I kinda like the ANSI standard more :-)

Some error taxonomies

Via Artima.

More errors

I would expand the failure category into at least three types: Timing, memory, and other random events. Timing and memory errors often appear as mysterious random errors, but are completely avoidable. In fact many apparent memory errors might actually be timing errors.

Re: complicated

Re: Actor model: I'm familiar with the ideas at a high level (having e.g. looked at Erlang, Timber, etc.), but not the nuances - I'll read through the discussion there. Also along those lines is flow based programming.

Re: Theory: While I am not great at learning theory, I definitely would rather use a system that is based on it - all those hackish languages and designs that could be much simpler or more powerful if only the designer knew the relevant theory drive me a little nuts. Note that this also goes for History (a la doomed to reinvent Lisp).

(Presumably the theory around this topic might want to take into consideration the heterogeneous nature of the current internet, and try to play well with systems which were not themselves designed with good theory in mind?)

loosely coupled components

in my experience the major advantage of data-driven design is that it encourages more loosely coupled components.

the article just slightly touches this in Item 18: Prefer context-complete communications styles. The OOP-centric design approach of remote interfaces tends to be chattier on the network than sending context-complete document messages.

what this implies is that data-driven architecture enforces a certain autonomy in the system components. this is a very desirable constraint during system evolution, especially where providing resilience, or architectural scalability, matter.

interestingly enough, the "data driven" vs "model driven" issue has been iterated through many times before the recent incarnation of distributed objects. host-based networking vs distributed operating system, HTTP transport vs application protocols, messaging vs RPC - a certain trend is already historically documented. :)

In my experience the major

In my experience the major advantage of data-driven design is that it encourages more loosely coupled components.

Well, it encourages coupling components to particular data formats and protocols. Calling this "loose coupling" is an euphemism. I could provide examples about this kind of coupling from my daily practice and those can be served as counterexamples and anti-pattern.

I would like to de-center all this X-centric software ideologies with the assertion that heterogenous systems-of-systems are the norm and not the exception and functionality that couples / translates data and objects and being separated in an own layer foremeost enables components to be components ( like a membrane enables a cell to be an open and autonomous system at the same time ). This is not anymore revolutionary than ORM but a shift in the accent.

Well, it encourages coupling

Well, it encourages coupling components to particular data formats and protocols. Calling this "loose coupling" is an euphemism.
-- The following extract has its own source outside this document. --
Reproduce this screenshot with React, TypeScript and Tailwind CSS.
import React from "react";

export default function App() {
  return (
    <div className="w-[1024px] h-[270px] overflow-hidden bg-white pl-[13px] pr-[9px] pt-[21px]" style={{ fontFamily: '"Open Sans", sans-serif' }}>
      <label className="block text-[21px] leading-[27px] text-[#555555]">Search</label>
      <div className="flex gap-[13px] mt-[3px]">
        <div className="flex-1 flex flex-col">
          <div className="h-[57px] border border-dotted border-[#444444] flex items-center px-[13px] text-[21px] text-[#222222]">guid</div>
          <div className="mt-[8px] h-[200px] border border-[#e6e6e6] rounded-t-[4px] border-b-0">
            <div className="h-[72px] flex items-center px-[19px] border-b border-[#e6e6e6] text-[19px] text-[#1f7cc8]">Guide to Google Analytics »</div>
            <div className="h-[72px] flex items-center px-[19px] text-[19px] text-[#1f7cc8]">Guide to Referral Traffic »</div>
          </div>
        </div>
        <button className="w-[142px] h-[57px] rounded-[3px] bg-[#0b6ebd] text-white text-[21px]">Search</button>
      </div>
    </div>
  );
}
i see a valid euphemism (here, did it again) in differentiating coupling as a quality measure from a system architectural point of view.

coupling components through protocols tends to yield a different component design, as compared to coupling components through interwoven logics.

i absolutely agree that the point is kind of moot, as neither of the x-centric approaches forces you to do things in the wrong way.

i do not agree though that this shift in the accent is valid, contrary to peripheral technology like ORM - component design is the central engineering aspect of software development, and in my opinion and experience stronger emphasis on component borders in language and design is a good thing.

i am with the agile crowd here: sometimes, pain is good for you.